Chicago Title & Trust Co. v. City of Harvey, 30 Ill. 2d 237 (1964)

Jan. 22, 1964 · Illinois Supreme Court · No. 38023
30 Ill. 2d 237

(No. 38023.

Chicago Title and Trust Company, Appellee, vs. The City of Harvey, Appellant.

Opinion filed January 22, 1964.

Leonard Walberg, of Harvey, and Thomas A. Matthews and Byron S. Matthews, of Chicago, for appellant.

Morris S. Bromberg, of Chicago, for appellee.

Mr. Justice Solfisburg

delivered the opinion of the court:

This is an appeal from a judgment of the circuit court of Cook County holding that a zoning ordinance of the city of Harvey was unconstitutional and void insofar as it changed the classification of plaintiff’s land from residential to light manufacturing.

The defendant city predicates its appeal on three contentions : First, that there was no evidence to support the judgment because there was no showing that the ordinance complained of adversely affected the fair market value of the *238subject property but that evidence did show that the property, although subdivided since 1891, had remained vacant until the present time because it is unsuitable for residence purposes; second, that residences may be barred from manufacturing districts by a properly adopted zoning ordinance particularly where the area is not suitable for residence purposes (People ex rel. Skokie Town House Builders v. Village of Morton Grove, 16 Ill.2d 183); and third, that the trial judge had made up his mind as to what order would be entered before any evidence was heard.

Plaintiff’s answer thereto is, first, that the city acted in an arbitrary manner when it rezoned a strip one-half block in width, immediately abutting the plaintiff’s property, from manufacturing back to single-family use and refused to accord equal treatment to the plaintiff, whose property is identical in character; second, that there was no demand for the property zoned for manufacturing, but there was a market for the land zoned for residential use; and third, that the record shows that the trial judge was not prejudiced.

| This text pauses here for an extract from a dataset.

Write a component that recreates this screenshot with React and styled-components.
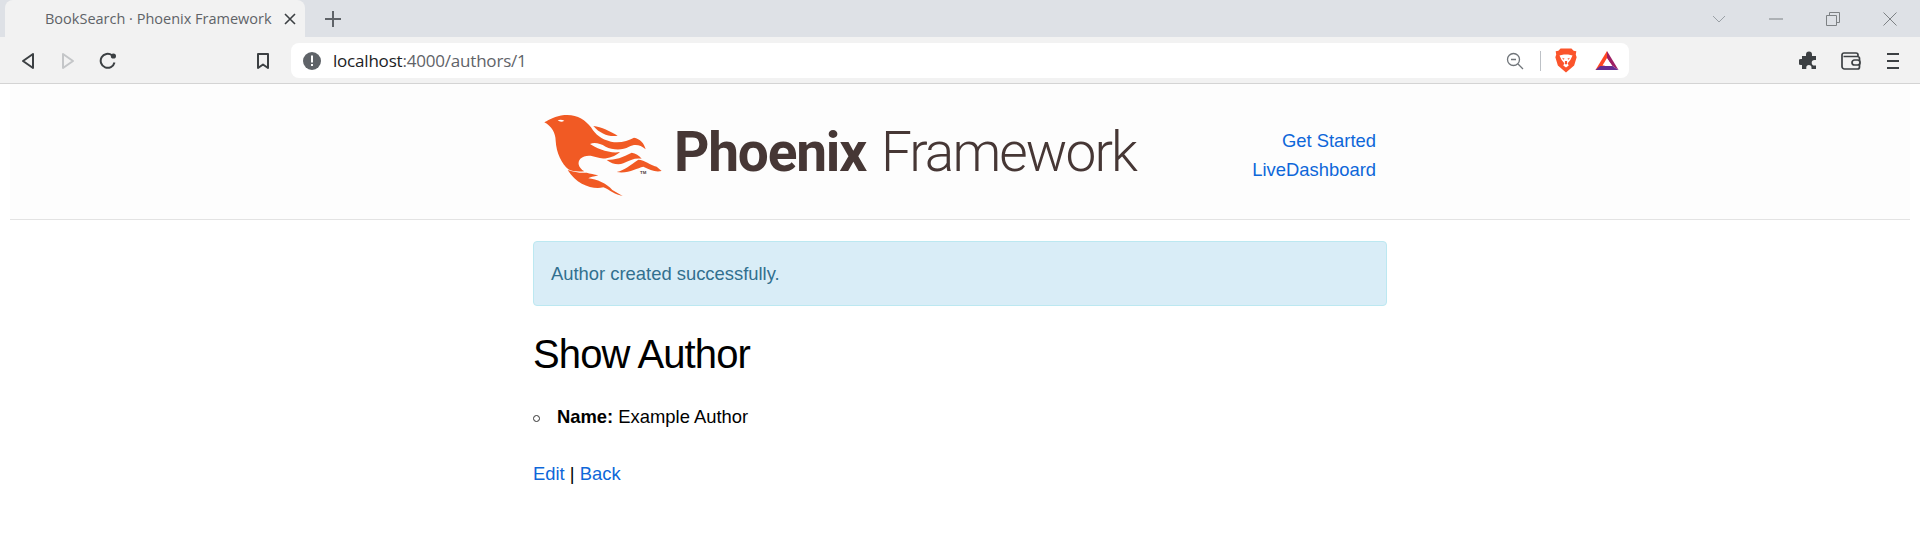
import React from 'react'
import styled, { createGlobalStyle } from 'styled-components'

const GlobalStyle = createGlobalStyle`
  html, body {
    margin: 0;
    padding: 0;
    background: #fff;
    font-family: "Liberation Sans", Arial, sans-serif;
  }
`

const Chrome = styled.div`
  height: 84px;
  display: flex;
  flex-direction: column;
  font-family: "Open Sans", "Noto Sans", sans-serif;
`

const TabStrip = styled.div`
  height: 37px;
  background: #dee1e6;
  display: flex;
  align-items: flex-start;
  padding-left: 5px;
`

const Tab = styled.div`
  width: 300px;
  height: 37px;
  box-sizing: border-box;
  background: #f2f2f2;
  border-radius: 8px 8px 0 0;
  padding-left: 40px;
  display: flex;
  align-items: center;
  color: #5f6368;
  font-size: 14.5px;
  white-space: nowrap;
`

const TabClose = styled.svg`
  width: 12px;
  height: 12px;
  margin-left: auto;
  margin-right: 9px;
`

const NewTab = styled.svg`
  width: 16px;
  height: 16px;
  margin: 11px 0 0 20px;
`

const WindowControls = styled.div`
  margin-left: auto;
  display: flex;
  padding-right: 2px;
`

const WindowButton = styled.div`
  width: 57px;
  height: 37px;
  display: flex;
  align-items: center;
  justify-content: center;
`

const Toolbar = styled.div`
  height: 47px;
  box-sizing: border-box;
  background: #f2f2f2;
  border-bottom: 1px solid #d4d4d4;
  display: flex;
  align-items: flex-start;
  padding: 6px 6px 0 8px;
`

const ToolButton = styled.div`
  width: ${({ $wide }) => ($wide ? 42 : 40)}px;
  height: 35px;
  flex: none;
  display: flex;
  align-items: center;
  justify-content: center;
  margin-left: ${({ $offset }) => $offset || 0}px;
`

const AddressBar = styled.div`
  width: 1338px;
  height: 35px;
  margin-left: 8px;
  background: #fff;
  border-radius: 8px;
  display: flex;
  align-items: center;
  padding: 0 2px 0 12px;
  box-sizing: border-box;
  flex: none;
`

const Url = styled.div`
  font-size: 17px;
  margin-left: 12px;
  color: #5f6368;
  white-space: nowrap;
  letter-spacing: -0.2px;
`

const Host = styled.span`
  color: #202124;
`

const AddressIcons = styled.div`
  margin-left: auto;
  display: flex;
  align-items: center;
`

const AddressDivider = styled.div`
  width: 1px;
  height: 20px;
  background: #bdc1c6;
  margin: 0 14px 0 16px;
`

const ToolbarEnd = styled.div`
  margin-left: auto;
  display: flex;
`

const Header = styled.header`
  height: 136px;
  box-sizing: border-box;
  margin: 0 10px;
  background: #fdfdfd;
  border-bottom: 1px solid #e3e3e3;
`

const HeaderInner = styled.div`
  width: 854px;
  margin: 0 auto;
  display: flex;
  justify-content: space-between;
  padding: 26px 11px 0 2px;
  box-sizing: border-box;
`

const Logo = styled.a`
  display: flex;
  align-items: flex-start;
  text-decoration: none;
  color: #463735;
`

const Wordmark = styled.div`
  font-family: Roboto, sans-serif;
  font-size: 55px;
  line-height: 64px;
  margin: 10px 0 0 4px;
  white-space: nowrap;
`

const WordBold = styled.span`
  font-weight: 700;
  letter-spacing: -1.2px;
`

const WordLight = styled.span`
  font-weight: 300;
  margin-left: 15px;
  letter-spacing: -1.9px;
`

const Nav = styled.nav`
  display: flex;
  flex-direction: column;
  align-items: flex-end;
  gap: 8px;
  padding-top: 20px;
`

const TextLink = styled.a`
  color: #0e67d9;
  font-size: 18.4px;
  line-height: 21px;
  text-decoration: none;
`

const Main = styled.main`
  width: 854px;
  margin: 21px auto 0;
  font-size: 18.4px;
  color: #000;
`

const Alert = styled.p`
  margin: 0;
  height: 65px;
  box-sizing: border-box;
  background: #d9edf7;
  border: 1px solid #bce8f1;
  border-radius: 4px;
  color: #31708f;
  padding: 0 17px;
  display: flex;
  align-items: center;
`

const Title = styled.h1`
  margin: 24px 0 0;
  font-size: 40px;
  line-height: 48px;
  font-weight: 400;
  letter-spacing: -0.9px;
`

const Details = styled.ul`
  list-style: none;
  margin: 28px 0 0;
  padding: 0 0 0 24px;
  line-height: 21px;
`

const DetailItem = styled.li`
  position: relative;

  &::before {
    content: "";
    position: absolute;
    left: -24px;
    top: 9px;
    width: 5px;
    height: 5px;
    border: 1px solid #333;
    border-radius: 50%;
  }
`

const Actions = styled.div`
  margin-top: 36px;
  line-height: 21px;
`

const BackIcon = () => (
  <svg width="14" height="18" viewBox="0 0 14 18">
    <path d="M12 2 L2 9 L12 16 Z" fill="none" stroke="#3c4043" strokeWidth="2" strokeLinejoin="round" />
  </svg>
)

const ForwardIcon = () => (
  <svg width="14" height="18" viewBox="0 0 14 18">
    <path d="M2 2 L12 9 L2 16 Z" fill="none" stroke="#c4c6c8" strokeWidth="2" strokeLinejoin="round" />
  </svg>
)

const ReloadIcon = () => (
  <svg width="18" height="18" viewBox="0 0 18 18">
    <path d="M15.5 10.5 A7 7 0 1 1 13 3.3" fill="none" stroke="#3c4043" strokeWidth="2" />
    <circle cx="14.4" cy="4" r="2.6" fill="#3c4043" />
  </svg>
)

const BookmarkIcon = () => (
  <svg width="14" height="18" viewBox="0 0 14 18">
    <path d="M2 2 H12 V16 L7 12.5 L2 16 Z" fill="none" stroke="#3c4043" strokeWidth="2" strokeLinejoin="round" />
  </svg>
)

const InsecureIcon = () => (
  <svg width="18" height="18" viewBox="0 0 18 18">
    <circle cx="9" cy="9" r="9" fill="#5f6368" />
    <rect x="8" y="3.5" width="2" height="7" fill="#fff" />
    <rect x="8" y="12" width="2" height="2" fill="#fff" />
  </svg>
)

const ZoomOutIcon = () => (
  <svg width="18" height="18" viewBox="0 0 18 18">
    <circle cx="7.5" cy="7.5" r="6" fill="none" stroke="#70757a" strokeWidth="1.3" />
    <path d="M5 7.5 H10 M12 12 L17 17" stroke="#70757a" strokeWidth="1.3" />
  </svg>
)

const BraveIcon = () => (
  <svg width="22" height="25" viewBox="0 0 20 23">
    <path d="M5 0.5 H15 L17 2.5 L19.5 3 L19 6 L19.8 8.5 L17.5 16 L10 22.5 L2.5 16 L0.2 8.5 L1 6 L0.5 3 L3 2.5 Z" fill="#fb542b" />
    <path d="M4 7 L8 6 H12 L16 7 L14 11 L11.5 14 L12.5 16 L10 18 L7.5 16 L8.5 14 L6 11 Z" fill="#fff" />
    <path d="M6.5 9 L8.8 9.8 L7.5 10.8 Z M13.5 9 L11.2 9.8 L12.5 10.8 Z M9 12 V15 H11 V12 Z" fill="#fb542b" />
  </svg>
)

const BatIcon = () => (
  <svg width="24" height="21" viewBox="0 0 24 21">
    <path d="M12 1 L0.5 20 H8 L12 8.5 Z" fill="#ff4724" />
    <path d="M12 1 L23.5 20 L17.5 16 L12 8.5 Z" fill="#9e1f63" />
    <path d="M0.5 20 L5 16 H17.5 L23.5 20 Z" fill="#662d91" />
    <path d="M12 8 L7.5 15.5 H16.5 Z" fill="#fff" />
  </svg>
)

const PuzzleIcon = () => (
  <svg width="20" height="20" viewBox="0 0 20 20">
    <path d="M7 3.5 A3 3 0 0 1 13 3.5 V5 H17 V9 H15.5 A2.8 2.8 0 0 0 15.5 14.6 H17 V18 H12.5 V16.5 A2.6 2.6 0 0 0 7.3 16.5 V18 H3 V14 H1.8 A3 3 0 0 1 1.8 8 H3 V5 H7 Z" fill="#3c4043" />
  </svg>
)

const WalletIcon = () => (
  <svg width="20" height="18" viewBox="0 0 20 18">
    <path d="M3 1 H15 A2 2 0 0 1 17 3 V4.5 M1 3 A2 2 0 0 1 3 1 M1 3 V14.5 A2.5 2.5 0 0 0 3.5 17 H16.5 A2 2 0 0 0 18.5 15 V6.5 A2 2 0 0 0 16.5 4.5 H2.5" fill="none" stroke="#3c4043" strokeWidth="1.7" />
    <rect x="11" y="8" width="8" height="5" rx="2.5" fill="#f2f2f2" stroke="#3c4043" strokeWidth="1.7" />
  </svg>
)

const MenuIcon = () => (
  <svg width="14" height="18" viewBox="0 0 14 18">
    <path d="M1 2 H13 M1 9 H13 M1 16 H13" stroke="#3c4043" strokeWidth="2" />
  </svg>
)

const PhoenixBird = () => (
  <svg width="135" height="90" viewBox="0 0 405 270" style={{ flex: 'none' }}>
    <g fill="#f15a24">
      <path d="M28 37 C45 28 60 18 88 15 C125 12 150 28 168 52 C182 74 198 88 228 95 C255 100 278 93 297 83 C315 86 328 100 332 118 C316 103 298 102 282 110 C262 122 232 120 212 110 C195 100 178 96 165 102 C182 114 225 132 255 126 C235 144 205 150 185 142 C165 134 148 136 136 146 C126 158 130 172 148 184 C128 186 110 184 100 178 C80 160 64 130 62 92 C62 70 50 48 28 37 Z" />
      <path d="M175 48 C200 50 225 64 248 77 C225 82 195 72 175 48 Z" />
      <path d="M215 150 C240 150 265 142 290 128 C302 130 312 136 320 146 C300 143 285 150 265 160 C250 166 230 162 215 150 Z" />
      <path d="M245 186 C270 180 285 165 310 149 C330 150 345 165 365 170 L380 183 C360 187 345 180 325 170 C305 174 280 192 245 186 Z" />
      <path d="M98 180 C120 186 135 190 155 188 C165 192 178 192 190 196 C175 200 165 202 160 205 C185 208 215 220 232 240 L263 258 C240 255 225 240 205 232 C175 240 125 225 98 180 Z" />
    </g>
    <path d="M68 31 C74 28 82 29 88 32 C82 36 74 36 68 31 Z" fill="#fff" />
    <text x="315" y="191" fontFamily="Liberation Sans, sans-serif" fontSize="13" fontWeight="700" fill="#4a3836">TM</text>
  </svg>
)

export default function App() {
  return (
    <>
      <GlobalStyle />
      <Chrome>
        <TabStrip>
          <Tab>
            BookSearch · Phoenix Framework
            <TabClose viewBox="0 0 12 12">
              <path d="M1 1 L11 11 M11 1 L1 11" stroke="#3c4043" strokeWidth="1.6" />
            </TabClose>
          </Tab>
          <NewTab viewBox="0 0 16 16">
            <path d="M8 0 V16 M0 8 H16" stroke="#5f6368" strokeWidth="2" />
          </NewTab>
          <WindowControls>
            <WindowButton>
              <svg width="14" height="8" viewBox="0 0 14 8">
                <path d="M1 1 L7 7 L13 1" fill="none" stroke="#9aa0a6" strokeWidth="1" />
              </svg>
            </WindowButton>
            <WindowButton>
              <svg width="14" height="2" viewBox="0 0 14 2">
                <path d="M0 1 H14" stroke="#7d8184" strokeWidth="1" />
              </svg>
            </WindowButton>
            <WindowButton>
              <svg width="14" height="14" viewBox="0 0 14 14">
                <path d="M0.5 3.5 H10.5 V13.5 H0.5 Z M3.5 3.5 V0.5 H13.5 V10.5 H10.5" fill="none" stroke="#7d8184" strokeWidth="1" />
              </svg>
            </WindowButton>
            <WindowButton>
              <svg width="14" height="14" viewBox="0 0 14 14">
                <path d="M0.5 0.5 L13.5 13.5 M13.5 0.5 L0.5 13.5" stroke="#7d8184" strokeWidth="1" />
              </svg>
            </WindowButton>
          </WindowControls>
        </TabStrip>
        <Toolbar>
          <ToolButton><BackIcon /></ToolButton>
          <ToolButton><ForwardIcon /></ToolButton>
          <ToolButton><ReloadIcon /></ToolButton>
          <ToolButton $offset={115}><BookmarkIcon /></ToolButton>
          <AddressBar>
            <InsecureIcon />
            <Url><Host>localhost</Host>:4000/authors/1</Url>
            <AddressIcons>
              <ZoomOutIcon />
              <AddressDivider />
              <BraveIcon />
              <ToolButton $offset={10}><BatIcon /></ToolButton>
            </AddressIcons>
          </AddressBar>
          <ToolbarEnd>
            <ToolButton $wide><PuzzleIcon /></ToolButton>
            <ToolButton $wide><WalletIcon /></ToolButton>
            <ToolButton $wide><MenuIcon /></ToolButton>
          </ToolbarEnd>
        </Toolbar>
      </Chrome>
      <Header>
        <HeaderInner>
          <Logo href="#">
            <PhoenixBird />
            <Wordmark><WordBold>Phoenix</WordBold><WordLight>Framework</WordLight></Wordmark>
          </Logo>
          <Nav>
            <TextLink href="#">Get Started</TextLink>
            <TextLink href="#">LiveDashboard</TextLink>
          </Nav>
        </HeaderInner>
      </Header>
      <Main>
        <Alert>Author created successfully.</Alert>
        <Title>Show Author</Title>
        <Details>
          <DetailItem><strong>Name:</strong> Example Author</DetailItem>
        </Details>
        <Actions>
          <TextLink href="#">Edit</TextLink> | <TextLink href="#">Back</TextLink>
        </Actions>
      </Main>
    </>
  )
}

The record shows that the property involved consists of 123 lots in five blocks of Park Addition to Harvey, south of 159th Street' and east of Ashland Avenue. In 1926 the property was zoned and classified for Class A Residential use, which limited the use of the area to single-family dwellings. In 1959 a zoning ordinance was enacted by the city which reclassified the property and other property adjacent thereto, from Class A Residential to Class M-i Limited Manufacturing.

On January 24, 1962, another zoning ordinance was enacted by the defendant which reclassified property adjacent to the property of plaintiff from the classification of ML-Limited Manufacturing back to Class A Residential use, but did not reclassify the described property of the plaintiff.

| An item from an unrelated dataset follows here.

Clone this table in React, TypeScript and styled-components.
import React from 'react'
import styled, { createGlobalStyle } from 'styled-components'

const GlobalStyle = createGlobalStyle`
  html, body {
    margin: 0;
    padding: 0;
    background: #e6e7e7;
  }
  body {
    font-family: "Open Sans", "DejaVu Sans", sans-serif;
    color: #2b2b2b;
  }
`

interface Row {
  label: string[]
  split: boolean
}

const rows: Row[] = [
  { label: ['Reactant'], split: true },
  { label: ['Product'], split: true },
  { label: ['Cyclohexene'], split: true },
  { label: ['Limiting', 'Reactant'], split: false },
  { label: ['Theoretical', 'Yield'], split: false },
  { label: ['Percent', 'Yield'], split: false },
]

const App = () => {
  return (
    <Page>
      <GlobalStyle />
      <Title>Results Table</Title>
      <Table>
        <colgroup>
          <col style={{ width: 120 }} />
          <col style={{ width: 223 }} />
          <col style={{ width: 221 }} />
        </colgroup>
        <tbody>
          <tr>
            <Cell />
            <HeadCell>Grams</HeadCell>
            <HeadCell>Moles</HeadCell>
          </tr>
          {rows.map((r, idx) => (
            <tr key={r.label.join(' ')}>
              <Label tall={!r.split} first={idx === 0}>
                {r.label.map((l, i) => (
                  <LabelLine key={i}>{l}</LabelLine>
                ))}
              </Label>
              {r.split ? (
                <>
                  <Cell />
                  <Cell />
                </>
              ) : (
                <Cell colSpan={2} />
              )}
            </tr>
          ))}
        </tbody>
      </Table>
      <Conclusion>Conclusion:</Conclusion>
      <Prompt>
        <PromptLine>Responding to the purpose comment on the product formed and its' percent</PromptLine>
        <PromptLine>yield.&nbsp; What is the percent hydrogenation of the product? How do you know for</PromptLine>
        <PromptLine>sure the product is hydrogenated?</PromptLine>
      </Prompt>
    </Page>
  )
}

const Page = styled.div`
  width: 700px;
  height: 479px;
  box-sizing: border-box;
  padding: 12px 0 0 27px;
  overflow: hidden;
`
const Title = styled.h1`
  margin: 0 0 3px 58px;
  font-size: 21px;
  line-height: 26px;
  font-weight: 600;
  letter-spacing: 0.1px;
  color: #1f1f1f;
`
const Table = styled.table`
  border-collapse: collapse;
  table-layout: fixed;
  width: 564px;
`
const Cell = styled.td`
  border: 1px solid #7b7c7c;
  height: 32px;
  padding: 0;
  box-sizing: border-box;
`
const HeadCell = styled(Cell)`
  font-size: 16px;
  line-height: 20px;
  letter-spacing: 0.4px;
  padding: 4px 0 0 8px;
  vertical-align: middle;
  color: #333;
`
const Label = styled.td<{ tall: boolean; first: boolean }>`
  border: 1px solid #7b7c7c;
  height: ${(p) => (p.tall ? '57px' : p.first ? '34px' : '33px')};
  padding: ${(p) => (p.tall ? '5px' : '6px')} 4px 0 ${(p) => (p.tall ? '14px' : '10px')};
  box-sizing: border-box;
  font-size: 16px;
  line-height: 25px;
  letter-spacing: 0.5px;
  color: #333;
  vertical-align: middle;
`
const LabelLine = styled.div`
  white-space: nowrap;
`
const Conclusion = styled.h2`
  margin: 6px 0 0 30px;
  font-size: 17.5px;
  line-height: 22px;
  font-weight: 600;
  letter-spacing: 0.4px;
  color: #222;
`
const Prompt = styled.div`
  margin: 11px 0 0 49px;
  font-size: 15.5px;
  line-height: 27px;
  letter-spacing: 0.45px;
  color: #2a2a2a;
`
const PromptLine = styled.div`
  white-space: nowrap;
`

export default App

In the case of Standard State Bank v. Village of Oak Lawn, 29 Ill.2d 465, at 469, this court stated: “We be*239Heve no useful purpose will be here served by reiterating the oft-stated factors determinative of the validity of zoning ordinances. They are set forth with supporting authorities in La Salle Nat. Bank of Chicago v. County of Cook, 12 Ill.2d 40, 46. Of paramount importance is the question as to whether the subject property is zoned in conformity with surrounding existing uses and whether those uses are uniform and established. (River Forest State Bank and Trust Co. v. Village of Maywood, 23 Ill.2d 560, 573; Wehrmeister v. County of DuPage, 10 Ill.2d 604, 608-9).” Consequently, we must analyze the facts in the light of these well settled determinative factors.

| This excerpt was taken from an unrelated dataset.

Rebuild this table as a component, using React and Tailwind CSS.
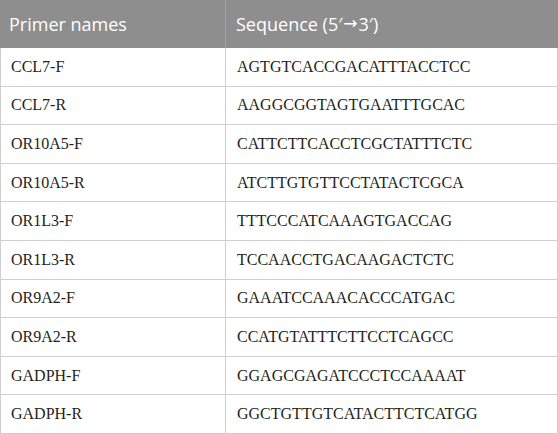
const rows = [
  ['CCL7-F', 'AGTGTCACCGACATTTACCTCC'],
  ['CCL7-R', 'AAGGCGGTAGTGAATTTGCAC'],
  ['OR10A5-F', 'CATTCTTCACCTCGCTATTTCTC'],
  ['OR10A5-R', 'ATCTTGTGTTCCTATACTCGCA'],
  ['OR1L3-F', 'TTTCCCATCAAAGTGACCAG'],
  ['OR1L3-R', 'TCCAACCTGACAAGACTCTC'],
  ['OR9A2-F', 'GAAATCCAAACACCCATGAC'],
  ['OR9A2-R', 'CCATGTATTTCTTCCTCAGCC'],
  ['GADPH-F', 'GGAGCGAGATCCCTCCAAAAT'],
  ['GADPH-R', 'GGCTGTTGTCATACTTCTCATGG'],
];

export default function App() {
  return (
    <div className="w-[558px] h-[434px] bg-white overflow-hidden">
      <div className="grid grid-cols-[226px_1fr] h-[48px] bg-[#8e8e8e] text-white text-[18px] font-[family-name:'Open_Sans',sans-serif]">
        <div className="flex items-center pl-[9px] border-r border-[#a3a3a3]">Primer names</div>
        <div className="flex items-center pl-[10px]">
          Sequence (5′<span className="font-[family-name:'DejaVu_Sans',sans-serif] text-[17px] mx-[1px]">→</span>3′)
        </div>
      </div>
      <div className="border-x border-[#cfcfcf] text-[16px] text-[#231f20]">
        {rows.map(([name, seq]) => (
          <div key={name} className="grid grid-cols-[225px_1fr] h-[38.6px] border-b border-[#cfcfcf] font-serif">
            <div className="flex items-center pl-[10px] border-r border-[#cfcfcf] font-[family-name:'Liberation_Serif','Times_New_Roman','DejaVu_Serif',serif]">{name}</div>
            <div className="flex items-center pl-[11px] font-[family-name:'Liberation_Serif','Times_New_Roman','DejaVu_Serif',serif]">{seq}</div>
          </div>
        ))}
      </div>
    </div>
  );
}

This case is the reverse of the usual zoning case which comes before us, because here the owners seek to have their property placed in a higher, rather than a lower classification. The record shows that there is not now, nor has there ever been, any manufacturing in the area involved. The area was originally platted in 1891, and over the years there has been a gradual growth of residences, with quite a surge of activity since 1961, resulting in the construction of 30 to 50 houses in the vicinity. Since the area was classified for light manufacturing use, there have been no concrete overtures on the part of prospective purchasers for such use, but there have been a number of prospects for homes. Testimony in the record indicates that the value of the land for residential purposes is about $1,100 per lot, whereas the value for manufacturing purposes is about $350 per lot. This latter value is contingent upon the vacation of streets and alleys, making the land available as acreage rather than as lots.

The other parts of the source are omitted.